Every day now – literally – there are new articles, polls, reports, white papers, op-eds, editorials, and bills in the Congress and many state legislatures all proposing that we turn over all of our nation’s health care to some central government authority (state, federal, or a combination of the two). Intelligent and informed opposition to this seemingly inexorable historical onslaught, rapidly reaching a point of political critical mass, is not easy to find. People who are rabidly concerned about the government’s actions abroad and in the War on Terror might want to take a closer look at the home front, too, and try to consider, apart from their knee-jerk ideological biases, what national health care might really mean to our essential freedoms and personal choices.

(It is worth recalling at this point what Supreme Court Justice Louis Brandeis wrote in a dissenting opinion in Olmstead v. U.S., 277 US 438, 479 (1927): “Experience should teach us to be most on our guard to protect liberty when the Government's purposes are beneficient. . . the greatest dangers to liberty lurk in insidious encroachment by men of zeal, well-meaning but without understanding.”)

Meanwhile, as I have also chronicled recently, the HIV/AIDS meme has penetrated more deeply into the centers of our collective psyche (and economy) and presents another threat level of heretofore unimagined proportions to everyone’s (and I do mean everyone, the world over) personal freedom.

Ten or twenty years ago I still would have thought – had I known how things would turn out in the 21st century – that alt med’s leaders would have been in the vanguard of highlighting and challenging these and other noxious developments that I have touched on. Instead, the leadership of CAM today usually welcomes the increasing role of government, sold to us using disingenuous buzzwords and bogus concepts like “universal health care,” “single payer,” and “health care is a right.” For with the hype come specific promises: The widely held assumption appears to be that CAM has grown so big and powerful in the marketplace (as well as in academia, the media, the government, and so on) that it will surely be included in (and its proponents will be well compensated for) any future plans for socialized national health care. (This was not the case in Hillary Clinton’s failed national health care reform scheme of 1993-’94 which would have criminalized the then pre-CAM practice of alternative medicine.)

A sane critique of, and a roadmap to help us navigate, the emerging dystopian statist future of American health care, alas, is not to be found in CAM. (One leading CAM group, the National Foundation for Alternative Medicine, in 2004 actually (and – sad to say – typically) went so far as to rhapsodize the Communist dictatorship of Cuba as a “model for alternative medicine.”)

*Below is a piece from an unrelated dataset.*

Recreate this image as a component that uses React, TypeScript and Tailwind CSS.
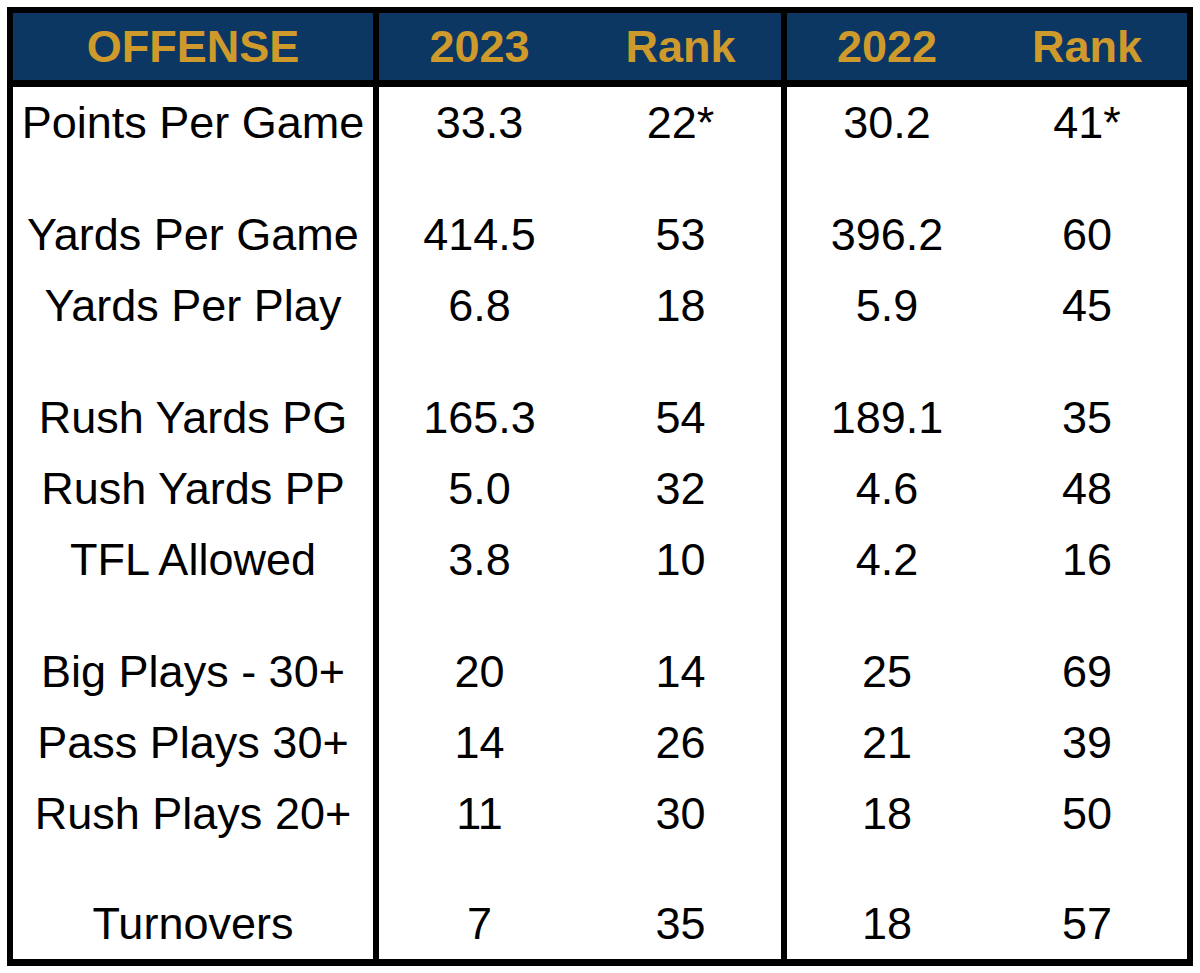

Instead, it’s fallen to a handful of groups like the Institute for Health Freedom and the Citizens’ Council on Health Care (neither of which is a proponent of or has anything to do with CAM or alt med, by the way) to enlighten us about some of the unprecedented dangers that lie ahead.

I sincerely hope that what Robert Broadwell, N.D., a senior member of the licensed naturopathic community, said about his profession on August 28, 2003 isn’t true for the field of alternative medicine as a whole:

“Someone was asking me the other day what we could do to keep naturopathy alive. And I said, from my own perspective, you're talking about something that's already dead. Because it’s not being taught in a meaningful way in the [naturopathic] colleges today. They’ve become so preoccupied with their view of credibility that they’ve been willing to give up on all of the basic premises. So that is what is going to be a problem for a long time to come.”